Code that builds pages
______________________________
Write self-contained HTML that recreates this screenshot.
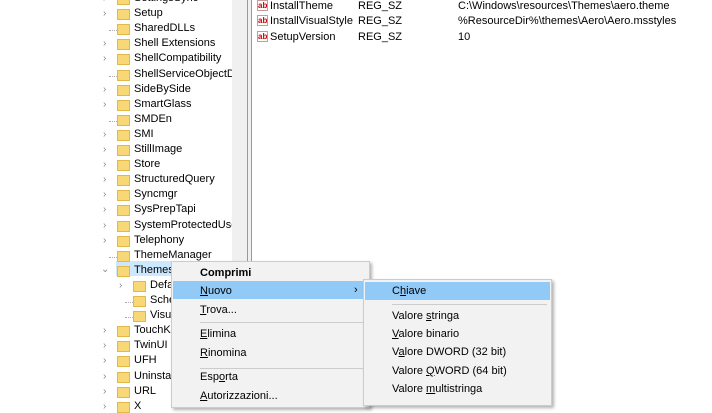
<html><head><style>
body{margin:0;width:712px;height:400px;overflow:hidden;background:#fff;font-family:"Liberation Sans",sans-serif;font-size:11px;color:#000;position:relative}
.a{position:absolute;white-space:nowrap}
.f{position:absolute;width:13px;height:11px;background:#f8d776;border:1px solid #e2b84a;box-sizing:border-box;left:117px}
.c{position:absolute;left:102px;color:#888;font-size:10px}
.d{position:absolute;border-top:1px dotted #aaa;width:8px;left:109px}
.m{position:absolute;background:#f2f2f2;border:1px solid #ccc;box-shadow:2px 2px 3px rgba(0,0,0,.3)}
.i{position:absolute;left:28px}
.ab{position:absolute;left:257px;width:11px;height:11px;border:1px solid #c99;background:#fff;color:#c00;font-size:8px;font-weight:bold;line-height:10px;box-sizing:border-box;text-align:center}
u{text-decoration:underline}
</style></head><body>
<div class="a" style="left:232px;top:0;width:15px;height:400px;background:#f0f0f0"></div>
<div class="a" style="left:247px;top:0;width:1px;height:400px;background:#999"></div>
<div class="a" style="left:248px;top:0;width:3px;height:400px;background:#f0f0f0"></div>
<div class="a" style="left:251px;top:0;width:1px;height:400px;background:#999"></div>
<div class="a" style="left:116px;top:261px;width:56px;height:15px;background:#cce8ff"></div>
<div id="tree"></div>
<div class="ab" style="top:0">ab</div><div class="a" style="left:270px;top:0">InstallTheme</div><div class="a" style="left:358px;top:0">REG_SZ</div><div class="a" style="left:458px;top:0">C:\Windows\resources\Themes\aero.theme</div>
<div class="ab" style="top:15px">ab</div><div class="a" style="left:270px;top:15px">InstallVisualStyle</div><div class="a" style="left:358px;top:15px">REG_SZ</div><div class="a" style="left:458px;top:15px">%ResourceDir%\themes\Aero\Aero.msstyles</div>
<div class="ab" style="top:31px">ab</div><div class="a" style="left:270px;top:31px">SetupVersion</div><div class="a" style="left:358px;top:31px">REG_SZ</div><div class="a" style="left:458px;top:31px">10</div>
<div class="m" style="left:171px;top:261px;width:197px;height:145px">
<div class="a" style="left:1px;top:19px;width:195px;height:18px;background:#91c9f7"></div>
<div class="i a" style="top:5px;font-weight:bold">Comprimi</div>
<div class="i a" style="top:23px"><u>N</u>uovo</div><div class="a" style="left:182px;top:22px">›</div>
<div class="i a" style="top:42px"><u>T</u>rova...</div>
<div class="a" style="left:28px;top:60px;width:165px;height:1px;background:#ccc"></div>
<div class="i a" style="top:66px"><u>E</u>limina</div>
<div class="i a" style="top:85px"><u>R</u>inomina</div>
<div class="a" style="left:28px;top:106px;width:165px;height:1px;background:#ccc"></div>
<div class="i a" style="top:109px">Esp<u>o</u>rta</div>
<div class="i a" style="top:128px"><u>A</u>utorizzazioni...</div>
</div>
<div class="m" style="left:363px;top:279px;width:187px;height:125px">
<div class="a" style="left:1px;top:2px;width:185px;height:18px;background:#91c9f7"></div>
<div class="i a" style="top:5px">C<u>h</u>iave</div>
<div class="a" style="left:28px;top:24px;width:155px;height:1px;background:#ccc"></div>
<div class="i a" style="top:30px">Valore <u>s</u>tringa</div>
<div class="i a" style="top:48px"><u>V</u>alore binario</div>
<div class="i a" style="top:66px">V<u>a</u>lore DWORD (32 bit)</div>
<div class="i a" style="top:85px">Valore <u>Q</u>WORD (64 bit)</div>
<div class="i a" style="top:103px">Valore <u>m</u>ultistringa</div>
</div>
<script>
var n=[["SettingsSync",1],["Setup",1],["SharedDLLs",0],["Shell Extensions",1],["ShellCompatibility",1],["ShellServiceObjectDelayLoad",0],["SideBySide",1],["SmartGlass",1],["SMDEn",0],["SMI",1],["StillImage",1],["Store",1],["StructuredQuery",1],["Syncmgr",1],["SysPrepTapi",1],["SystemProtectedUserData",1],["Telephony",1],["ThemeManager",0],["Themes",2],["Default",1,1],["Schemes",0,1],["VisualStyles",0,1],["TouchKeyboard",1],["TwinUI",1],["UFH",1],["Uninstall",1],["URL",1],["X",1]];
var h="";n.forEach(function(r,k){var y=-8+k*15.1,o=r[2]?16:0;
h+='<div class="f" style="left:'+(117+o)+'px;top:'+(y+2)+'px"></div>';
if(r[1]==1)h+='<div class="c" style="left:'+(103+o)+'px;top:'+(y+1)+'px">›</div>';
else if(r[1]==2)h+='<div class="c" style="left:101px;top:'+y+'px">⌄</div>';
else h+='<div class="d" style="left:'+(109+o)+'px;top:'+(y+8)+'px"></div>';
h+='<div class="a" style="left:'+(134+o)+'px;top:'+y+'px;width:'+(98-o)+'px;overflow:hidden">'+r[0]+'</div>';});
document.getElementById("tree").innerHTML=h;
</script>
</body></html>
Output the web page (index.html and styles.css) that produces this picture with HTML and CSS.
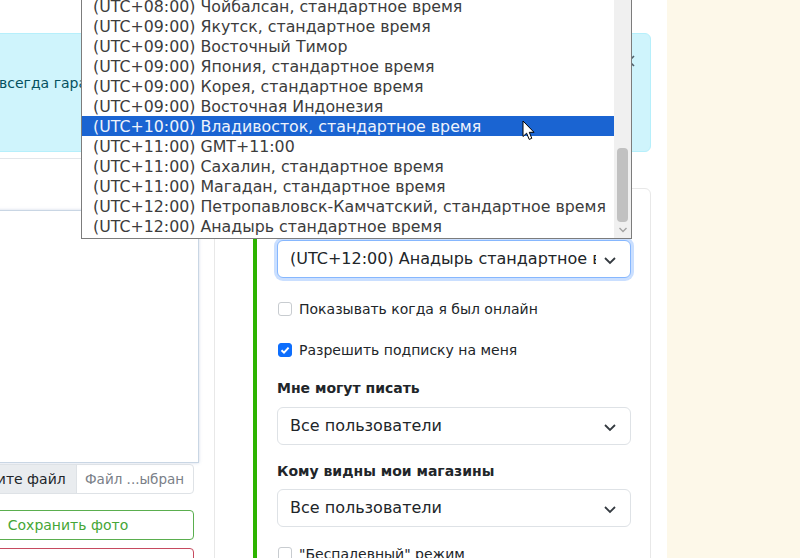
FILE: index.html
```html
<!DOCTYPE html>
<html lang="ru">
<head>
<meta charset="utf-8">
<title>Настройки профиля</title>
<link rel="stylesheet" href="styles.css">
</head>
<body>
<div class="page">
  <div class="main">
    <div class="container">
      <div class="alert">
        <span class="alert-text">всегда гарантируем безопасность сделок на нашей площадке</span>
        <span class="alert-close"><svg width="14" height="14" viewBox="0 0 14 14"><path d="M2 2L12 12M12 2L2 12" stroke="#50606a" stroke-width="1.6" fill="none"/></svg></span>
      </div>
      <div class="row">
        <div class="left-col">
          <div class="left-rule"></div>
          <div class="preview"></div>
          <div class="file-input"><span class="file-btn">Выберите файл</span><span class="file-name">Файл ...ыбран</span></div>
          <div class="btn btn-green">Сохранить фото</div>
          <div class="btn btn-red">Удалить фото</div>
        </div>
        <div class="card">
          <div class="card-inner">
            <div class="label">Часовой пояс</div>
            <div class="select select-focus"><span class="select-text">(UTC+12:00) Анадырь стандартное время</span><svg class="chev" width="14" height="14" viewBox="0 0 14 14"><path d="M2 5L7 10L12 5" stroke="#343a40" stroke-width="1.8" fill="none"/></svg></div>
            <div class="check check-first"><span class="box"></span><span>Показывать когда я был онлайн</span></div>
            <div class="check check-second"><span class="box box-on"><svg width="14" height="14" viewBox="0 0 14 14"><path d="M3.5 7.2L6 9.6L10.6 4.6" stroke="#fff" stroke-width="2" fill="none"/></svg></span><span>Разрешить подписку на меня</span></div>
            <div class="label label-bold label-a">Мне могут писать</div>
            <div class="select select-a"><span class="select-text">Все пользователи</span><svg class="chev" width="14" height="14" viewBox="0 0 14 14"><path d="M2 5L7 10L12 5" stroke="#343a40" stroke-width="1.8" fill="none"/></svg></div>
            <div class="label label-bold label-b">Кому видны мои магазины</div>
            <div class="select select-b"><span class="select-text">Все пользователи</span><svg class="chev" width="14" height="14" viewBox="0 0 14 14"><path d="M2 5L7 10L12 5" stroke="#343a40" stroke-width="1.8" fill="none"/></svg></div>
            <div class="check check-third"><span class="box"></span><span>"Беспалевный" режим</span></div>
          </div>
        </div>
      </div>
    </div>
  </div>
  <div class="aside"></div>

  <div class="dropdown">
    <ul class="options">
      <li>(UTC+08:00) Чойбалсан, стандартное время</li>
      <li>(UTC+09:00) Якутск, стандартное время</li>
      <li>(UTC+09:00) Восточный Тимор</li>
      <li>(UTC+09:00) Япония, стандартное время</li>
      <li>(UTC+09:00) Корея, стандартное время</li>
      <li>(UTC+09:00) Восточная Индонезия</li>
      <li class="active">(UTC+10:00) Владивосток, стандартное время</li>
      <li>(UTC+11:00) GMT+11:00</li>
      <li>(UTC+11:00) Сахалин, стандартное время</li>
      <li>(UTC+11:00) Магадан, стандартное время</li>
      <li>(UTC+12:00) Петропавловск-Камчатский, стандартное время</li>
      <li>(UTC+12:00) Анадырь стандартное время</li>
    </ul>
    <div class="scrollbar">
      <div class="thumb"></div>
      <svg class="arrow-down" width="10" height="8" viewBox="0 0 10 8"><path d="M1.5 2L5 5.5L8.5 2" stroke="#a3a3a3" stroke-width="1.4" fill="none"/></svg>
    </div>
  </div>

  <svg class="cursor" width="14" height="21" viewBox="0 0 14 21"><path d="M1 1L1 16.5L4.6 13.2L7.2 19.4L9.8 18.3L7.3 12.3L12 12.3Z" fill="#fff" stroke="#000" stroke-width="1" stroke-linejoin="round"/></svg>
</div>
</body>
</html>
```

FILE: styles.css
```css
html, body {
  margin: 0;
  padding: 0;
}
body {
  width: 800px;
  height: 558px;
  overflow: hidden;
  font-family: "DejaVu Sans", "Noto Sans", sans-serif;
  color: #212529;
  background: #fff;
}
.page {
  position: relative;
  display: flex;
  width: 800px;
  height: 558px;
}
.main {
  width: 667px;
  flex: none;
  background: #fff;
  overflow: hidden;
}
.aside {
  flex: 1;
  background: #fdf8e9;
}
.container {
  margin-left: -58px;
  width: 709px;
  padding-top: 33px;
}
.alert {
  position: relative;
  box-sizing: border-box;
  height: 119px;
  background: #cff4fc;
  border: 1px solid #b6effb;
  border-radius: 6px;
  color: #055160;
  font-size: 14px;
  line-height: 20px;
  padding: 39px 16px 0 56px;
  white-space: nowrap;
  overflow: hidden;
}
.alert-close {
  position: absolute;
  right: 14px;
  top: 20px;
  width: 14px;
  height: 14px;
}
.alert-close svg {
  display: block;
}
.row {
  display: flex;
  gap: 20px;
  align-items: flex-start;
  margin-top: 6px;
}
.left-col {
  width: 252px;
  flex: none;
  display: flex;
  flex-direction: column;
}
.left-rule {
  height: 1px;
  background: #e3e6ea;
  margin-bottom: 51px;
}
.preview {
  box-sizing: border-box;
  height: 253px;
  margin-right: -5px;
  border: 1px solid #c9d6e4;
  box-shadow: 0 0 3px rgba(120, 150, 190, .35);
  background: #fff;
}
.file-input {
  display: flex;
  box-sizing: border-box;
  height: 30px;
  margin-top: 1px;
  border: 1px solid #dee2e6;
  border-radius: 4px;
  font-size: 14px;
  line-height: 28px;
  overflow: hidden;
}
.file-btn {
  width: 134px;
  flex: none;
  box-sizing: border-box;
  padding-left: 7px;
  background: #e9ecef;
  border-right: 1px solid #dee2e6;
  white-space: nowrap;
}
.file-name {
  padding-left: 8px;
  color: #7a8088;
  white-space: nowrap;
  font-size: 13.5px;
}
.btn {
  box-sizing: border-box;
  height: 30px;
  border-radius: 4px;
  font-size: 14px;
  line-height: 28px;
  text-align: center;
}
.btn-green {
  margin-top: 16px;
  border: 1px solid #5aae4e;
  color: #45a636;
}
.btn-red {
  margin-top: 8px;
  border: 1px solid #c64a5e;
  color: #c64a5e;
  line-height: 34px;
}
.card {
  box-sizing: border-box;
  width: 437px;
  flex: none;
  margin-top: 30px;
  height: 420px;
  border: 1px solid #e8e8e8;
  border-radius: 6px;
  padding: 19px 19px 0 38px;
}
.card-inner {
  border-left: 4px solid #2db400;
  padding-left: 20px;
  height: 400px;
}
.label {
  font-size: 14px;
  line-height: 22px;
  margin-bottom: 10px;
}
.label-bold {
  font-weight: bold;
  line-height: 20px;
  margin-bottom: 0;
}
.label-a {
  margin-top: 18px;
}
.label-b {
  margin-top: 16px;
}
.select {
  position: relative;
  box-sizing: border-box;
  height: 38px;
  border: 1px solid #dee2e6;
  border-radius: 6px;
  font-size: 16px;
  line-height: 36px;
  padding: 0 34px 0 12px;
  white-space: nowrap;
  overflow: hidden;
  background: #fff;
}
.select-focus {
  border-color: #86b7fe;
  box-shadow: 0 0 0 3px rgba(13, 110, 253, .22);
  overflow: visible;
}
.select-text {
  display: block;
  overflow: hidden;
}
.chev {
  position: absolute;
  right: 13px;
  top: 12px;
}
.select-a {
  margin-top: 9px;
}
.select-b {
  margin-top: 8px;
}
.check {
  display: flex;
  align-items: center;
  gap: 7px;
  height: 20px;
  font-size: 14px;
  line-height: 20px;
  padding-left: 1px;
}
.check-first {
  margin-top: 21px;
}
.check-second {
  margin-top: 21px;
}
.check-third {
  margin-top: 17px;
}
.box {
  box-sizing: border-box;
  width: 14px;
  height: 14px;
  border: 1px solid #c8ccd0;
  border-radius: 3px;
  flex: none;
  background: #fff;
}
.box-on {
  background: #0d6efd;
  border-color: #0d6efd;
}
.box svg {
  display: block;
  margin: -1px;
}
.dropdown {
  position: absolute;
  left: 81px;
  top: -5px;
  width: 551px;
  height: 244px;
  box-sizing: border-box;
  border: 1px solid #7c7c7c;
  background: #fff;
  display: flex;
}
.options {
  list-style: none;
  margin: 0;
  padding: 0;
  width: 532px;
  flex: none;
}
.options li {
  height: 20px;
  line-height: 21px;
  padding-left: 11px;
  font-size: 15.8px;
  color: #3c3c3c;
  white-space: nowrap;
  overflow: hidden;
}
.options li.active {
  background: #1a64d2;
  color: #eef3fc;
}
.scrollbar {
  position: relative;
  flex: 1;
  background: #f0f0f0;
}
.thumb {
  position: absolute;
  left: 3px;
  right: 3px;
  top: 152px;
  height: 74px;
  background: #c1c1c1;
  border-radius: 4px;
}
.arrow-down {
  position: absolute;
  left: 4px;
  bottom: 4px;
}
.cursor {
  position: absolute;
  left: 522px;
  top: 120px;
}
```
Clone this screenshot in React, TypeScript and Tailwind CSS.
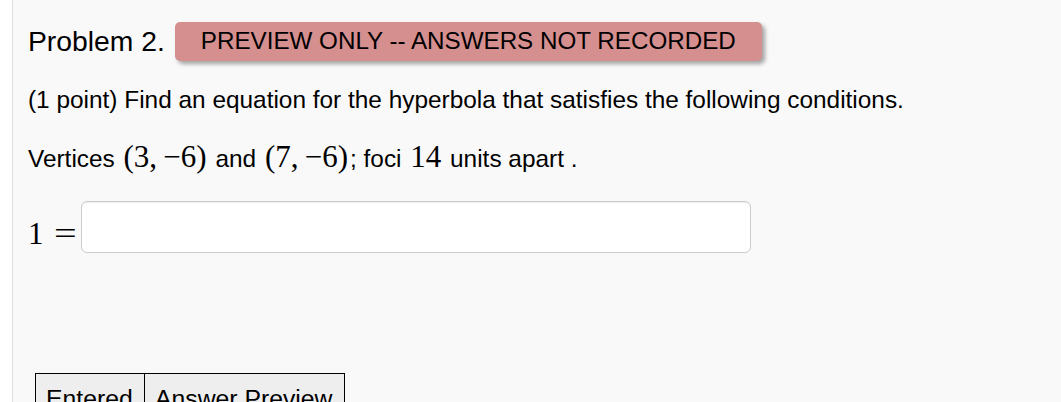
import React from "react";

const sans = "font-['Liberation_Sans',Arial,Helvetica,sans-serif]";
const serif = "font-['Liberation_Serif','Times_New_Roman',serif]";

function M({ children }: { children: React.ReactNode }) {
  return <span className={`${serif} mx-[2px] text-[31px] leading-none`}>{children}</span>;
}

export default function App() {
  return (
    <div className={`flex min-h-[402px] bg-white text-black ${sans}`}>
      <div className="w-[12px] shrink-0 bg-white" />
      <div className="flex-1 border-l border-[#dedede] bg-[#f9f9f9] pl-[15px] pt-[22px]">
        {/* heading */}
        <div className="flex h-[39px] items-center gap-[10px]">
          <h3 className="text-[28.3px] leading-none">Problem 2.</h3>
          <div className="flex h-[39px] items-center rounded-[5px] bg-[#d68f8f] pl-[26px] pr-[26px] text-[24.2px] leading-none shadow-[3px_3px_4px_rgba(0,0,0,0.35)]">
            PREVIEW ONLY -- ANSWERS NOT RECORDED
          </div>
        </div>

        <p className="mt-[24px] h-[30px] text-[24.4px] leading-[30px]">
          (1 point) Find an equation for the hyperbola that satisfies the following conditions.
        </p>

        <p className="mt-[26px] flex h-[33px] items-baseline whitespace-pre text-[24.4px] leading-[30px]">
          Vertices <M>(3,&thinsp;−6)</M> and <M>(7,&thinsp;−6)</M>; foci <M>14</M> units apart .
        </p>

        <div className="mt-[27px] flex items-center">
          <span className={`${serif} mt-[12px] flex w-[53px] text-[31px] leading-none`}>
            <span>1</span>
            <span className="ml-[10px] inline-block scale-x-[1.3] origin-left">=</span>
          </span>
          <input
            type="text"
            className="h-[52px] w-[670px] rounded-[6px] border border-[#cccccc] bg-white px-3 text-[24px] shadow-[inset_0_1px_1px_rgba(0,0,0,0.075)] outline-none"
          />
        </div>

        <table className="ml-[7px] mt-[120px] border-collapse text-[24.75px] leading-[30px]">
          <thead>
            <tr className="bg-[#eeeeee]">
              <th className="w-[109px] border border-black px-[10px] pb-[6px] pt-[10px] text-left font-normal">Entered</th>
              <th className="w-[200px] border border-black px-[10px] pb-[6px] pt-[10px] text-left font-normal">Answer Preview</th>
            </tr>
          </thead>
        </table>
      </div>
    </div>
  );
}
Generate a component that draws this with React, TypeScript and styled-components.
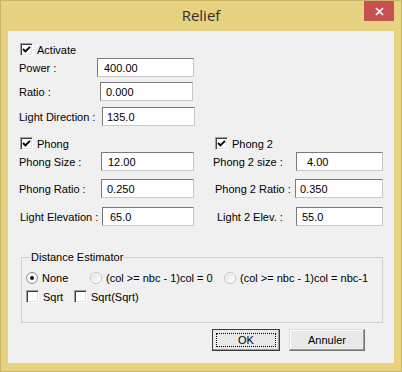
import React from "react";
import styled, { createGlobalStyle } from "styled-components";

const GlobalStyle = createGlobalStyle`
  html, body {
    margin: 0;
    padding: 0;
    background: #e6d281;
  }
  body {
    font-family: "Liberation Sans", Arial, sans-serif;
    font-size: 11px;
    color: #000;
  }
  * {
    box-sizing: border-box;
  }
`;

const Frame = styled.div`
  width: 402px;
  height: 372px;
  background: #e6d281;
  border: 1px solid #c9b566;
  display: flex;
  flex-direction: column;
`;

const TitleBar = styled.div`
  height: 30px;
  display: grid;
  grid-template-columns: 1fr auto 1fr;
  align-items: start;
`;

const Title = styled.div`
  grid-column: 2;
  font-family: "Open Sans", "Noto Sans", sans-serif;
  font-size: 15px;
  line-height: 29px;
  color: #2e2e2e;
`;

const CloseButton = styled.div`
  grid-column: 3;
  justify-self: end;
  width: 30px;
  height: 20px;
  margin-right: 7px;
  background: #c75050;
  display: flex;
  align-items: center;
  justify-content: center;
`;

const Client = styled.div`
  flex: 1;
  margin: 0 7px 8px 7px;
  background: #f0f0f0;
  padding: 12px 0 0 11px;
  display: flex;
  flex-direction: column;
`;

const CheckRow = styled.label<{ $indent?: number; $top?: number }>`
  display: flex;
  align-items: center;
  gap: 4px;
  height: 13px;
  margin-left: ${(p) => p.$indent ?? 0}px;
  margin-top: ${(p) => p.$top ?? 0}px;
  white-space: nowrap;
`;

const CheckBox = styled.span`
  width: 13px;
  height: 13px;
  flex: none;
  background: #fff;
  border: 1px solid;
  border-color: #a0a0a0 #fff #fff #a0a0a0;
  box-shadow: inset 1px 1px 0 #404040, inset -1px -1px 0 #e3e3e3;
  display: flex;
  align-items: center;
  justify-content: center;
`;

const FieldRow = styled.div<{ $top: number; $indent?: number }>`
  display: flex;
  align-items: center;
  height: 19px;
  margin-top: ${(p) => p.$top}px;
`;

const FieldLabel = styled.span<{ $w: number; $indent?: number }>`
  width: ${(p) => p.$w}px;
  padding-left: ${(p) => p.$indent ?? 0}px;
  flex: none;
  white-space: nowrap;
  padding-top: 1px;
`;

const TextInput = styled.input<{ $w: number; $pad: number }>`
  width: ${(p) => p.$w}px;
  height: 19px;
  padding: 0 0 0 ${(p) => p.$pad}px;
  margin: 0;
  border: 1px solid;
  border-color: #7a7a7a #c8c8c8 #c8c8c8 #7a7a7a;
  background: #fff;
  font-family: "Liberation Sans", Arial, sans-serif;
  font-size: 11px;
  color: #000;
  outline: none;
`;

const PhongGrid = styled.div`
  display: grid;
  grid-template-columns: 194px 1fr;
  margin-top: 11px;
`;

const Column = styled.div`
  display: flex;
  flex-direction: column;
`;

const GroupBox = styled.fieldset`
  margin: 25px 0 0 2px;
  width: 362px;
  padding: 0 0 19px 4px;
  border: 1px solid #d0d0d0;
  min-width: 0;
`;

const Legend = styled.legend`
  margin-left: 4px;
  padding: 0 1px;
  line-height: 13px;
`;

const OptionRow = styled.div<{ $top: number }>`
  display: flex;
  align-items: center;
  margin-top: ${(p) => p.$top}px;
  height: 13px;
`;

const Option = styled.label<{ $w?: number }>`
  display: flex;
  align-items: center;
  gap: 4px;
  width: ${(p) => (p.$w ? `${p.$w}px` : "auto")};
  flex: none;
  white-space: nowrap;
`;

const ButtonRow = styled.div`
  display: flex;
  justify-content: flex-end;
  gap: 9px;
  margin: 6px 29px 0 0;
`;

const Button = styled.button<{ $w: number; $default?: boolean }>`
  width: ${(p) => p.$w}px;
  height: 22px;
  padding: 0;
  font-family: "Liberation Sans", Arial, sans-serif;
  font-size: 11px;
  color: #000;
  background: #e9e9e9;
  border: 1px solid;
  border-color: ${(p) => (p.$default ? "#3c3c3c" : "#dcdcdc #707070 #707070 #dcdcdc")};
  box-shadow: ${(p) => (p.$default ? "inset -1px -1px 0 #a0a0a0" : "inset -1px -1px 0 #a0a0a0, inset 1px 1px 0 #fff")};
  position: relative;
`;

const FocusRing = styled.span`
  position: absolute;
  inset: 3px;
  border: 1px dotted #000;
  display: flex;
  align-items: center;
  justify-content: center;
`;

const Check = () => (
  <CheckBox>
    <svg width="9" height="9" viewBox="0 0 9 9">
      <path d="M1 4 L3.4 6.4 L8 1.8" fill="none" stroke="#000" strokeWidth="1.9" />
    </svg>
  </CheckBox>
);

const Radio = ({ on }: { on?: boolean }) => (
  <svg width="12" height="12" viewBox="0 0 12 12" style={{ flex: "none" }}>
    <defs>
      <linearGradient id="rg" x1="0" y1="0" x2="1" y2="1">
        <stop offset="0" stopColor="#dcdcdc" />
        <stop offset="1" stopColor="#ffffff" />
      </linearGradient>
    </defs>
    <circle cx="6" cy="6" r="5.5" fill="#fff" stroke={on ? "#8a8a8a" : "#c2c2c2"} />
    <circle cx="6" cy="6" r="4.3" fill="url(#rg)" opacity={on ? 0.3 : 0.8} />
    {on && <circle cx="6" cy="6" r="2" fill="#1a1a1a" />}
  </svg>
);

type Field = { label: string; value: string; lw: number; iw: number; pad: number; top: number; indent?: number };

const leftFields: Field[] = [
  { label: "Phong Size :", value: "12.00", lw: 82, iw: 93, pad: 6, top: 2 },
  { label: "Phong Ratio :", value: "0.250", lw: 82, iw: 93, pad: 5, top: 8 },
  { label: "Light Elevation :", value: "65.0", lw: 83, iw: 92, pad: 7, top: 9, indent: 1 },
];

const rightFields: Field[] = [
  { label: "Phong 2 size :", value: "4.00", lw: 83, iw: 87, pad: 10, top: 2 },
  { label: "Phong 2 Ratio :", value: "0.350", lw: 82, iw: 88, pad: 4, top: 8, indent: 2 },
  { label: "Light 2 Elev. :", value: "55.0", lw: 83, iw: 87, pad: 5, top: 9, indent: 4 },
];

const renderField = (f: Field) => (
  <FieldRow key={f.label} $top={f.top}>
    <FieldLabel $w={f.lw} $indent={f.indent}>{f.label}</FieldLabel>
    <TextInput $w={f.iw} $pad={f.pad} defaultValue={f.value} />
  </FieldRow>
);

export default function App() {
  return (
    <>
      <GlobalStyle />
      <Frame>
        <TitleBar>
          <Title>Relief</Title>
          <CloseButton>
            <svg width="9" height="9" viewBox="0 0 9 9">
              <path d="M1 1 L8 8 M8 1 L1 8" stroke="#fff" strokeWidth="1.7" />
            </svg>
          </CloseButton>
        </TitleBar>
        <Client>
          <CheckRow $indent={1}>
            <Check />
            Activate
          </CheckRow>
          {renderField({ label: "Power :", value: "400.00", lw: 78, iw: 97, pad: 6, top: 2 })}
          {renderField({ label: "Ratio :", value: "0.000", lw: 81, iw: 93, pad: 5, top: 5 })}
          {renderField({ label: "Light Direction :", value: "135.0", lw: 83, iw: 93, pad: 4, top: 6 })}
          <PhongGrid>
            <Column>
              <CheckRow $indent={1}>
                <Check />
                Phong
              </CheckRow>
              {leftFields.map(renderField)}
            </Column>
            <Column>
              <CheckRow $indent={2}>
                <Check />
                Phong 2
              </CheckRow>
              {rightFields.map(renderField)}
            </Column>
          </PhongGrid>
          <GroupBox>
            <Legend>Distance Estimator</Legend>
            <OptionRow $top={7}>
              <Option $w={64}>
                <Radio on />
                None
              </Option>
              <Option $w={134}>
                <Radio />
                (col &gt;= nbc - 1)col = 0
              </Option>
              <Option>
                <Radio />
                (col &gt;= nbc - 1)col = nbc-1
              </Option>
            </OptionRow>
            <OptionRow $top={6}>
              <Option $w={48}>
                <CheckBox />
                Sqrt
              </Option>
              <Option>
                <CheckBox />
                Sqrt(Sqrt)
              </Option>
            </OptionRow>
          </GroupBox>
          <ButtonRow>
            <Button $w={68} $default>
              <FocusRing>OK</FocusRing>
            </Button>
            <Button $w={76}>Annuler</Button>
          </ButtonRow>
        </Client>
      </Frame>
    </>
  );
}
______________________________
Across the entries, how many lines hold the word "this"? Say only the number.

4